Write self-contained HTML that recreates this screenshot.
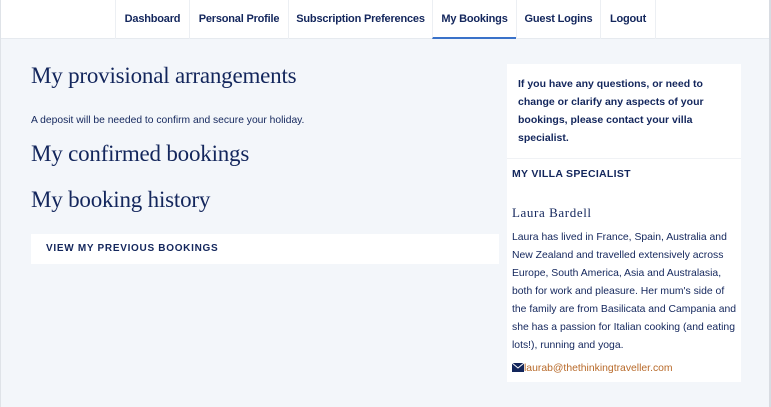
<!DOCTYPE html>
<html><head><style>
*{margin:0;padding:0;box-sizing:border-box}
body{width:771px;height:407px;background:#f3f6fa;font-family:"Liberation Sans",sans-serif;color:#13265c;position:relative;overflow:hidden;border-left:1px solid #dfe3e8;border-right:2px solid #d8dce2}
.nav{position:absolute;top:0;left:0;width:768px;height:39px;background:#fff;border-bottom:1px solid #e6eaef}
.nav a{position:absolute;top:0;height:39px;line-height:38px;font-size:11px;font-weight:bold;text-align:center;border-left:1px solid #eceff3;color:#13265c;letter-spacing:-0.2px}
.nav a.act{border-bottom:2px solid #3a72c9}
h2{position:absolute;left:30px;font-family:"Liberation Serif",serif;font-weight:normal;font-size:23px;color:#13265c;letter-spacing:-0.2px}
.p{position:absolute;left:30px;top:115px;font-size:10.3px}
.btn{position:absolute;left:30px;top:234px;width:468px;height:30px;background:#fff;font-size:10px;font-weight:bold;letter-spacing:.7px;line-height:30px;padding-left:15px}
.box{position:absolute;left:506px;top:64px;width:234px;height:318px;background:#fff}
.q{padding:11px 8px 0 11px;font-size:10.5px;font-weight:bold;line-height:18px;height:95px;border-bottom:1px solid #f0f2f5}
.sp{position:absolute;top:104px;left:5px;font-size:10.5px;font-weight:bold;letter-spacing:.3px}
.nm{position:absolute;top:141px;left:5px;font-family:"Liberation Serif",serif;font-size:13px;letter-spacing:.6px}
.bio{position:absolute;top:165px;left:5px;width:226px;font-size:10.4px;line-height:18px}
.em{position:absolute;top:299px;left:5px;font-size:10.4px;color:#b86a2a}
</style></head><body>
<div class="nav">
<a style="left:114px;width:74px">Dashboard</a>
<a style="left:188px;width:99px">Personal Profile</a>
<a style="left:287px;width:144px">Subscription Preferences</a>
<a class="act" style="left:431px;width:84px">My Bookings</a>
<a style="left:515px;width:84px">Guest Logins</a>
<a style="left:599px;width:56px;border-right:1px solid #eceff3">Logout</a>
</div>
<h2 style="top:63px">My provisional arrangements</h2>
<div class="p">A deposit will be needed to confirm and secure your holiday.</div>
<h2 style="top:141px">My confirmed bookings</h2>
<h2 style="top:187px">My booking history</h2>
<div class="btn">VIEW MY PREVIOUS BOOKINGS</div>
<div class="box">
<div class="q">If you have any questions, or need to change or clarify any aspects of your bookings, please contact your villa specialist.</div>
<div class="sp">MY VILLA SPECIALIST</div>
<div class="nm">Laura Bardell</div>
<div class="bio">Laura has lived in France, Spain, Australia and New Zealand and travelled extensively across Europe, South America, Asia and Australasia, both for work and pleasure. Her mum's side of the family are from Basilicata and Campania and she has a passion for Italian cooking (and eating lots!), running and yoga.</div>
<div class="em"><svg width="12" height="9" viewBox="0 0 12 9" style="vertical-align:-1px"><rect width="12" height="9" fill="#13265c"/><path d="M0 0L6 5L12 0" stroke="#fff" stroke-width="1" fill="none"/></svg>laurab@thethinkingtraveller.com</div>
</div>
</body></html>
----
**What you need to do:**
Copy the listing word for word, excluding its pictures.

**Task output:**
Write self-contained HTML that recreates this screenshot.
<!DOCTYPE html>
<html><head><style>
*{margin:0;padding:0;box-sizing:border-box}
body{width:771px;height:407px;background:#f3f6fa;font-family:"Liberation Sans",sans-serif;color:#13265c;position:relative;overflow:hidden;border-left:1px solid #dfe3e8;border-right:2px solid #d8dce2}
.nav{position:absolute;top:0;left:0;width:768px;height:39px;background:#fff;border-bottom:1px solid #e6eaef}
.nav a{position:absolute;top:0;height:39px;line-height:38px;font-size:11px;font-weight:bold;text-align:center;border-left:1px solid #eceff3;color:#13265c;letter-spacing:-0.2px}
.nav a.act{border-bottom:2px solid #3a72c9}
h2{position:absolute;left:30px;font-family:"Liberation Serif",serif;font-weight:normal;font-size:23px;color:#13265c;letter-spacing:-0.2px}
.p{position:absolute;left:30px;top:115px;font-size:10.3px}
.btn{position:absolute;left:30px;top:234px;width:468px;height:30px;background:#fff;font-size:10px;font-weight:bold;letter-spacing:.7px;line-height:30px;padding-left:15px}
.box{position:absolute;left:506px;top:64px;width:234px;height:318px;background:#fff}
.q{padding:11px 8px 0 11px;font-size:10.5px;font-weight:bold;line-height:18px;height:95px;border-bottom:1px solid #f0f2f5}
.sp{position:absolute;top:104px;left:5px;font-size:10.5px;font-weight:bold;letter-spacing:.3px}
.nm{position:absolute;top:141px;left:5px;font-family:"Liberation Serif",serif;font-size:13px;letter-spacing:.6px}
.bio{position:absolute;top:165px;left:5px;width:226px;font-size:10.4px;line-height:18px}
.em{position:absolute;top:299px;left:5px;font-size:10.4px;color:#b86a2a}
</style></head><body>
<div class="nav">
<a style="left:114px;width:74px">Dashboard</a>
<a style="left:188px;width:99px">Personal Profile</a>
<a style="left:287px;width:144px">Subscription Preferences</a>
<a class="act" style="left:431px;width:84px">My Bookings</a>
<a style="left:515px;width:84px">Guest Logins</a>
<a style="left:599px;width:56px;border-right:1px solid #eceff3">Logout</a>
</div>
<h2 style="top:63px">My provisional arrangements</h2>
<div class="p">A deposit will be needed to confirm and secure your holiday.</div>
<h2 style="top:141px">My confirmed bookings</h2>
<h2 style="top:187px">My booking history</h2>
<div class="btn">VIEW MY PREVIOUS BOOKINGS</div>
<div class="box">
<div class="q">If you have any questions, or need to change or clarify any aspects of your bookings, please contact your villa specialist.</div>
<div class="sp">MY VILLA SPECIALIST</div>
<div class="nm">Laura Bardell</div>
<div class="bio">Laura has lived in France, Spain, Australia and New Zealand and travelled extensively across Europe, South America, Asia and Australasia, both for work and pleasure. Her mum's side of the family are from Basilicata and Campania and she has a passion for Italian cooking (and eating lots!), running and yoga.</div>
<div class="em"><svg width="12" height="9" viewBox="0 0 12 9" style="vertical-align:-1px"><rect width="12" height="9" fill="#13265c"/><path d="M0 0L6 5L12 0" stroke="#fff" stroke-width="1" fill="none"/></svg>laurab@thethinkingtraveller.com</div>
</div>
</body></html>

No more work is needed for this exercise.